What happens as soon as I hit some of the thicker jungle? The mower stalls out because the throttle is partly choked. Two pulls, she starts again. Stopping solution found, just stall it out. The next 40 minutes is spent crawling up and down the lawn dodging grass, rock chips, and stick chunks. In the end the mower doesn’t stall on the last chunk of jungle, it plows through it… leaving it running, in the middle of our lawn. Some poking and tinkering and I find the throttle lever and choke it far enough to stall. Horray! Lawn cut!
I think I have invented a new extreme sport: death-mowing. Oh, and the sprinkler broke while sprinkling… another day in the life of our house.
So we have this half bathroom en suite off our master bedroom that is turning into the one ‘disaster DIY’ area of our home. The current theory is that when the home was built in 1973 the interior of the house was painted with a high gloss oil paint. At some point in the 80s ( two owners ago ) someone seems to have poorly primed the walls and started painting latex over the oil. For those in the know this is tricky stuff. You have to rough up the oil paint with sandpaper ( all of it ) and then use a tough primer like 1-2-3 Bullseye. This seals off the oil so the water based latex paint can bind to the walls.
But in our bathroom this wasn’t done, so when we started painting the walls the paint in high moisture areas such as around the sink started to bubble. We were at one point pulling off strips of paint 10 centimitres wide and a meter long. ( 4″ and 3′ for the metric challenged. ) But we made the mistake of not pulling off everything right then. We got bummed out. We were tired of painting, so we went home for the day. While we were away the paint partially recured to the walls, and things got really nasty. I tried removing the paint on the walls but after spending an hour to remove about one square foot I gave up. We’ve decided to putty, prime, and repaint.
The proper solution is to rip the drywall off. But that means redoing electrical, plumbing ( have to remove a toilet and vanity ), and structure ( may as well fix the damned room and any problems since it is getting ripped down. ) It would be a $3000 – $7500 job, and we just don’t want to deal with it. So we are painting over the problem, knowing we have to fix it later.

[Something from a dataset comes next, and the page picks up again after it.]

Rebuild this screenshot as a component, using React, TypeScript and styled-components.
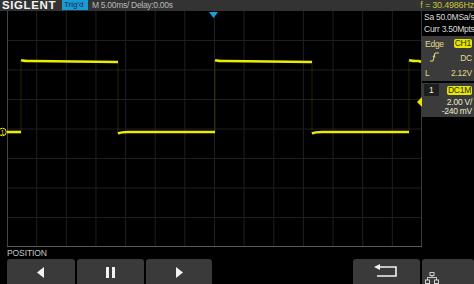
import styled, {createGlobalStyle} from "styled-components";

const GlobalStyle = createGlobalStyle`
  html, body {
    margin: 0;
    padding: 0;
    background: #000;
  }
  body {
    font-family: "Liberation Sans", Arial, sans-serif;
  }
`;

const Screen = styled.div`
  width: 474px;
  height: 284px;
  background: #000;
  display: flex;
  flex-direction: column;
  overflow: hidden;
  color: #ddd;
`;

const Header = styled.div`
  height: 11px;
  background: #333;
  display: flex;
  align-items: center;
  font-size: 8.5px;
  line-height: 11px;
  white-space: nowrap;
`;

const Logo = styled.div`
  font-weight: 900;
  font-size: 11.5px;
  letter-spacing: 0.6px;
  color: #f4f4f4;
  padding-left: 2px;
  width: 58px;
  height: 11px;
  line-height: 11px;
`;

const TrigBadge = styled.div`
  background: #1c9ad6;
  color: #0b2c48;
  height: 10px;
  line-height: 10px;
  width: 22px;
  padding: 0 2px;
  margin-left: 2px;
  align-self: flex-start;
  font-size: 8px;
`;

const Timebase = styled.div`
  color: #b8b8b8;
  margin-left: 4px;
  letter-spacing: -0.3px;
`;

const Frequency = styled.div`
  margin-left: auto;
  color: #c6c63a;
  font-size: 9px;
  letter-spacing: -0.2px;
`;

const Body = styled.div`
  display: flex;
  height: 237px;
`;

const Plot = styled.svg`
  display: block;
  width: 422px;
  height: 237px;
  flex: none;
`;

const Side = styled.div`
  width: 52px;
  display: flex;
  flex-direction: column;
  font-size: 8.5px;
  letter-spacing: -0.25px;
  white-space: nowrap;
`;

const InfoLine = styled.div`
  height: 12px;
  line-height: 12px;
  padding-left: 2px;
  color: #dcdcdc;
`;

const Panel = styled.div<{ $mt: number }>`
  margin-top: ${p => p.$mt}px;
  background: #3b3b3b;
  display: flex;
  flex-direction: column;
  padding: 1px 0 1px 0;
`;

const PanelRow = styled.div<{ $h: number; $color?: string }>`
  height: ${p => p.$h}px;
  display: flex;
  align-items: center;
  justify-content: space-between;
  padding: 0 2px 0 3px;
  color: ${p => p.$color ?? "#e0da86"};
`;

const RightText = styled.div<{ $color?: string }>`
  text-align: right;
  padding-right: 2px;
  color: ${p => p.$color ?? "#ececcf"};
  line-height: 9px;
`;

const Badge = styled.span`
  background: #e6e600;
  color: #2a2a2a;
  border-radius: 2px;
  padding: 0 1px;
  height: 9px;
  line-height: 9px;
  font-size: 8.5px;
`;

const ChannelNum = styled.span`
  background: #1e1e1e;
  color: #eee;
  width: 15px;
  height: 12px;
  line-height: 12px;
  padding-left: 5px;
  box-sizing: border-box;
  margin-left: -1px;
`;

const Footer = styled.div`
  display: flex;
  flex-direction: column;
  padding-left: 7px;
`;

const Label = styled.div`
  font-size: 8.5px;
  color: #c8c8c8;
  height: 11px;
  line-height: 11px;
  letter-spacing: -0.1px;
`;

const Buttons = styled.div`
  display: flex;
  gap: 2px;
`;

const SoftKey = styled.div<{ $w: number; $ml?: number }>`
  width: ${p => p.$w}px;
  margin-left: ${p => p.$ml ?? 0}px;
  height: 26px;
  background: #3a3a3a;
  border-radius: 3px 3px 0 0;
  display: flex;
  align-items: center;
  justify-content: center;
  color: #f2f2f2;
`;

const NetKey = styled(SoftKey)`
  justify-content: flex-start;
  align-items: flex-end;
  padding: 0 0 1px 3px;
  box-sizing: border-box;
`;

const GX0 = 7;
const GX1 = 422;
const GY0 = 0;
const GY1 = 236;

const Graticule = () => {
  const cols = Array.from({length: 15}, (_, i) => GX0 + (GX1 - GX0) * i / 14);
  const rows = Array.from({length: 9}, (_, j) => GY0 + (GY1 - GY0) * j / 8);
  return (
    <g>
      {cols.slice(1, -1).map(x => (
        <line key={"v" + x} x1={x} y1={GY0} x2={x} y2={GY1} stroke="#1f1f1f" strokeWidth={1}/>
      ))}
      {rows.slice(1, -1).map(y => (
        <line key={"h" + y} x1={GX0} y1={y} x2={GX1} y2={y} stroke="#1e1e1e" strokeWidth={1}/>
      ))}
      <line x1={GX0 + 0.5} y1={0} x2={GX0 + 0.5} y2={GY1} stroke="#444"/>
      <line x1={GX1 - 0.5} y1={0} x2={GX1 - 0.5} y2={GY1} stroke="#3a3a3a"/>
      <line x1={GX0} y1={GY1 - 0.5} x2={GX1} y2={GY1 - 0.5} stroke="#5a5a5a"/>
    </g>
  );
};

// header is 11px tall, so plot y = screen y - 11
const HI = 50;
const LO = 121;
const edges = [21, 118, 215, 312, 409];

const Waveform = () => {
  const yellow = "#ecec00";
  const segs: { x0: number; x1: number; high: boolean }[] = [
    {x0: GX0, x1: edges[0], high: false},
    {x0: edges[0], x1: edges[1], high: true},
    {x0: edges[1], x1: edges[2], high: false},
    {x0: edges[2], x1: edges[3], high: true},
    {x0: edges[3], x1: edges[4], high: false},
    {x0: edges[4], x1: GX1 - 1, high: true},
  ];
  return (
    <g>
      {edges.map(x => (
        <line key={x} x1={x} y1={HI} x2={x} y2={LO} stroke={yellow} strokeOpacity={0.15} strokeWidth={1}/>
      ))}
      {segs.map(s => {
        const y = s.high ? HI : LO;
        const start = s.x0 === GX0 ? y : (s.high ? y - 0.8 : y + 1.5);
        return (
          <path
            key={s.x0}
            d={`M${s.x0} ${start} Q${s.x0 + 3} ${y} ${s.x0 + 10} ${y} L${s.x1} ${s.high ? y + 1 : y}`}
            fill="none"
            stroke={yellow}
            strokeWidth={2.6}
          />
        );
      })}
    </g>
  );
};

const Markers = () => (
  <g>
    {/* trigger position */}
    <polygon points="209,1 218,1 213.5,7" fill="#19a0dc"/>
    {/* trigger level */}
    <polygon points="417,91 422,86 422,96" fill="#e6e600"/>
    {/* ch1 ground */}
    <circle cx={2.5} cy={LO} r={3.8} fill="#000" stroke="#e6e600" strokeWidth={1}/>
    <text x={2.5} y={LO + 2.6} fontSize={6.5} fill="#e6e600" textAnchor="middle" fontFamily="Liberation Sans, sans-serif">1</text>
  </g>
);

const SlopeIcon = () => (
  <svg width="10" height="10" viewBox="0 0 10 10">
    <path d="M0 9 H3 L5 1 H9" fill="none" stroke="#e0da86" strokeWidth={1}/>
    <path d="M2.8 5 L4.2 3.4 L4.9 5.4" fill="none" stroke="#e0da86" strokeWidth={1}/>
  </svg>
);

const LeftIcon = () => (
  <svg width="8" height="11" viewBox="0 0 8 11"><polygon points="7,0 7,11 0,5.5" fill="#f2f2f2"/></svg>
);
const RightIcon = () => (
  <svg width="8" height="11" viewBox="0 0 8 11"><polygon points="1,0 1,11 8,5.5" fill="#f2f2f2"/></svg>
);
const PauseIcon = () => (
  <svg width="9" height="11" viewBox="0 0 9 11">
    <rect x="0" y="0" width="3" height="11" fill="#f2f2f2"/>
    <rect x="6" y="0" width="3" height="11" fill="#f2f2f2"/>
  </svg>
);
const ReturnIcon = () => (
  <svg width="26" height="14" viewBox="0 0 26 14" style={{marginTop: -2}}>
    <path d="M5 3 H22 V12 H3" fill="none" stroke="#f2f2f2" strokeWidth={1.6}/>
    <polygon points="0,3 6,0 6,6" fill="#f2f2f2"/>
  </svg>
);
const NetIcon = () => (
  <svg width="14" height="12" viewBox="0 0 14 12">
    <g fill="none" stroke="#cfcfcf" strokeWidth={1}>
      <rect x="5" y="0.5" width="4" height="3"/>
      <path d="M7 3.5 V5.5 M2.5 5.5 H11.5 M2.5 5.5 V8 M11.5 5.5 V8"/>
      <rect x="0.5" y="8" width="4" height="3.5"/>
      <rect x="9.5" y="8" width="4" height="3.5"/>
    </g>
  </svg>
);

export default function App() {
  return (
    <>
      <GlobalStyle/>
      <Screen>
        <Header>
          <Logo>SIGLENT</Logo>
          <TrigBadge>Trig'd</TrigBadge>
          <Timebase>M 5.00ms/ Delay:0.00s</Timebase>
          <Frequency>f = 30.4986Hz</Frequency>
        </Header>
        <Body>
          <Plot viewBox="0 0 422 237">
            <Graticule/>
            <Waveform/>
            <Markers/>
          </Plot>
          <Side>
            <InfoLine>Sa 50.0MSa/s</InfoLine>
            <InfoLine>Curr 3.50Mpts</InfoLine>
            <Panel $mt={1}>
              <PanelRow $h={13}>
                <span>Edge</span>
                <Badge>CH1</Badge>
              </PanelRow>
              <PanelRow $h={16}>
                <span style={{paddingLeft: 5}}><SlopeIcon/></span>
                <span>DC</span>
              </PanelRow>
              <PanelRow $h={14}>
                <span>L</span>
                <span>2.12V</span>
              </PanelRow>
            </Panel>
            <Panel $mt={2}>
              <PanelRow $h={12} $color="#eee">
                <ChannelNum>1</ChannelNum>
                <Badge>DC1M</Badge>
              </PanelRow>
              <RightText style={{marginTop: 2}}>2.00 V/</RightText>
              <RightText>-240 mV</RightText>
            </Panel>
          </Side>
        </Body>
        <Footer>
          <Label>POSITION</Label>
          <Buttons>
            <SoftKey $w={68}><LeftIcon/></SoftKey>
            <SoftKey $w={67}><PauseIcon/></SoftKey>
            <SoftKey $w={67}><RightIcon/></SoftKey>
            <SoftKey $w={67} $ml={139}><ReturnIcon/></SoftKey>
            <NetKey $w={52}><NetIcon/></NetKey>
          </Buttons>
        </Footer>
      </Screen>
    </>
  );
}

The cool thing about this little en suite is that it has no fan. That means that when you are in there with 1-2-3 Bullseye, you get high. Like I mean inhalent huffing eyes running nose dripping high because the ventilation is so poor. We’ve got fans running to get air ciculation, but even with that you are sure to get stoned. So right now I’m a bit toasted, and I keep blinking really fast… but the priming is done. Fingers crossed it binds and cures to the wall.

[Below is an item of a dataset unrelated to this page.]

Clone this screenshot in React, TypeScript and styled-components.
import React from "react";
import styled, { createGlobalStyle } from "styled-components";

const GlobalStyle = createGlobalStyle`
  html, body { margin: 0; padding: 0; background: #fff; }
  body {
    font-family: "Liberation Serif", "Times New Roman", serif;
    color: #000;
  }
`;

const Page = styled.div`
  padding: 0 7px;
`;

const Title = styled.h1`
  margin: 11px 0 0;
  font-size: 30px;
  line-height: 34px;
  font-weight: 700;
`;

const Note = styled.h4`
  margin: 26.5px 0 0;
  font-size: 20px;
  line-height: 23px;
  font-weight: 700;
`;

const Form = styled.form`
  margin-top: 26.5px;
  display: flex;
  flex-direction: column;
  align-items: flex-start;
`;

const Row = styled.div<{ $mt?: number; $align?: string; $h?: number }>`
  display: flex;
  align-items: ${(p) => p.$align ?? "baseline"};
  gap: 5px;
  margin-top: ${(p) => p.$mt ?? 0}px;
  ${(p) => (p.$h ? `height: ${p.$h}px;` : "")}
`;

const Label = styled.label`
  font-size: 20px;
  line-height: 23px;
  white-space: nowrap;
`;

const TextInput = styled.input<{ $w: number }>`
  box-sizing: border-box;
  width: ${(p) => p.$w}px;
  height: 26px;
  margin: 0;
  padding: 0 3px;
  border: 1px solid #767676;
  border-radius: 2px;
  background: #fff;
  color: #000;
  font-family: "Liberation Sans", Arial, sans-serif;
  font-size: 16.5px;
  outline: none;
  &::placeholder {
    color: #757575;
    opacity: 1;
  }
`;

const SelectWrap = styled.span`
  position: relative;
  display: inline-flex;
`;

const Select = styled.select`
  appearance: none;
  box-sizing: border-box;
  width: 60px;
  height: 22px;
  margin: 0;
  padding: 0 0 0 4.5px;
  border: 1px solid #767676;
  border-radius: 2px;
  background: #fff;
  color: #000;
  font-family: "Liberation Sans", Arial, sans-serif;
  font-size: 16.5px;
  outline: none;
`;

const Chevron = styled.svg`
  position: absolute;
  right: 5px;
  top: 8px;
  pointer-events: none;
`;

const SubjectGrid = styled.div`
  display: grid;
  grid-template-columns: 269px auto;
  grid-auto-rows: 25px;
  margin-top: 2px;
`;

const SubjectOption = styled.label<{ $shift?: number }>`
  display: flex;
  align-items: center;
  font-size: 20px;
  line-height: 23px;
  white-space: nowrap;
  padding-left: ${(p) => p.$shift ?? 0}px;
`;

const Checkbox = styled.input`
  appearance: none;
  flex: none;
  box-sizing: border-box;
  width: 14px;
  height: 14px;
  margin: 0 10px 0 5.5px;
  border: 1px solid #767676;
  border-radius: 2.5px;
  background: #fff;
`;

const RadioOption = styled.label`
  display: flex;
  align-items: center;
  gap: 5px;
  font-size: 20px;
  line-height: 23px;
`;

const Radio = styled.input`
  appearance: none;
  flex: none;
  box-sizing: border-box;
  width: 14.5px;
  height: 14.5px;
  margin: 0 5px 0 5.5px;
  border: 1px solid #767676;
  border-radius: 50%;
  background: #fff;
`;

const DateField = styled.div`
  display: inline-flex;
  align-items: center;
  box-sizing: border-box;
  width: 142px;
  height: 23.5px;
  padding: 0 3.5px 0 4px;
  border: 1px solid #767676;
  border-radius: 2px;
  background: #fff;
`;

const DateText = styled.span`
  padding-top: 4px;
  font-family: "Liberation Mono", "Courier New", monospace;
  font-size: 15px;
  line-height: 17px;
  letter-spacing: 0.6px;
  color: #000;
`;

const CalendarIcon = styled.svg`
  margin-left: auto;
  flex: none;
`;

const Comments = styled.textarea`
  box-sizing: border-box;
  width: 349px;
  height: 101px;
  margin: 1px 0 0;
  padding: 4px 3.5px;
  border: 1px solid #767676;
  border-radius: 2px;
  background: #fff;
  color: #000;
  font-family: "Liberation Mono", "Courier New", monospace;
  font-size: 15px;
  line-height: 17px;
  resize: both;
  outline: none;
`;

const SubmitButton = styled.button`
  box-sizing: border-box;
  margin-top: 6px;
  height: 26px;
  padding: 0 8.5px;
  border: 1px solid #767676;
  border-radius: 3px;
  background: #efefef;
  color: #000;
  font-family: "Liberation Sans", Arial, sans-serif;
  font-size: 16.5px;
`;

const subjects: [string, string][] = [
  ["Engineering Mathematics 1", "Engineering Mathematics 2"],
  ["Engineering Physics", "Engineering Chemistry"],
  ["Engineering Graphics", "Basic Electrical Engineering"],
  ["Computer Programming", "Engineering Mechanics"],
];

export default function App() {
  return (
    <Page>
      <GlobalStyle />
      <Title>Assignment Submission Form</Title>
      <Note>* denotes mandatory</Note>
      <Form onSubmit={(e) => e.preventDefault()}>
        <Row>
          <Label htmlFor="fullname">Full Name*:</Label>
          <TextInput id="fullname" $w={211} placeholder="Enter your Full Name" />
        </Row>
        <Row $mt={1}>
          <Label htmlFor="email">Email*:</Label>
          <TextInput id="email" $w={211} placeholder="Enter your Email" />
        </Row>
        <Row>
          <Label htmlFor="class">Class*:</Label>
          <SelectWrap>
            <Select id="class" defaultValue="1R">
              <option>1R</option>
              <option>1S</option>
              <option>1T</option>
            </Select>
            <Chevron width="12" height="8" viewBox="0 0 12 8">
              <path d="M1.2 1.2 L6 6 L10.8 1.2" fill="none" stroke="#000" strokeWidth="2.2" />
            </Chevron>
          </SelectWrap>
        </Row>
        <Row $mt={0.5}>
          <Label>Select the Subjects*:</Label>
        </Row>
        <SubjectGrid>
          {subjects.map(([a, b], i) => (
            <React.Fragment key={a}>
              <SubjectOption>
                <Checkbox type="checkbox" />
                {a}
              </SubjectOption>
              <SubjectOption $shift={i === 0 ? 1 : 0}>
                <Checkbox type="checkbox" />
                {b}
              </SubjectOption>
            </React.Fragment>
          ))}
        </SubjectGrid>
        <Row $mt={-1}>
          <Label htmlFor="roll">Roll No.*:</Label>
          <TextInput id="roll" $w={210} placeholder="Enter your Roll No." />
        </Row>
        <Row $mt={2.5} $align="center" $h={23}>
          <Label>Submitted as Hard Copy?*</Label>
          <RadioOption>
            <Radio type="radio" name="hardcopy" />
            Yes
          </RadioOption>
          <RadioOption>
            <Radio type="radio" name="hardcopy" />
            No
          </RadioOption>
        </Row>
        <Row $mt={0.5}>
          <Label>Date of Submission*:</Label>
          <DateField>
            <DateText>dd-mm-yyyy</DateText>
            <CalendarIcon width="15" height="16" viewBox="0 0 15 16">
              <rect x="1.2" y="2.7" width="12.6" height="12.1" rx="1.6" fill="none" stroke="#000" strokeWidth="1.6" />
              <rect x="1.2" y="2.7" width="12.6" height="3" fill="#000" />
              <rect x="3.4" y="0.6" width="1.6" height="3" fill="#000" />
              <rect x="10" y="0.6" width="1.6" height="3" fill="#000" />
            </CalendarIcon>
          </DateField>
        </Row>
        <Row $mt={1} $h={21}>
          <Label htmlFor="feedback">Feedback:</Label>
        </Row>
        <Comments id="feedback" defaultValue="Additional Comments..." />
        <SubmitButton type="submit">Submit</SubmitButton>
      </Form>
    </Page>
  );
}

So I bit my tongue last night, badly. It bled, and now there is this gaping sore in my mouth. Normally when one says bite your tongue you are keeping something to yourself, trying to be polite… in my case it is literal.
So the last of the stuff is at our house, we have food ( YAY! ) in the fridge and all the plants are finally here. We took some time to do a quick tidy up at Salisbury House, making it livable in places like bathrooms and kitchens. Fridges and microwaves cleaned, and carpets vacuumed.
Meanwhile on the home front a closet rod has collapsed, and fatal design flaws have come to light in the shelving and closet rod structure. Stud finder employed to check for structural elements hidden behind drywall, all seems well. A trip to the hardware store to pick up some timber is in the plannings for tomorrow, as well as finishing off some painting. Looks like my lazy Saturday of unpacking and loafing around is getting replaced with manual labor. I suppose there is still Sunday.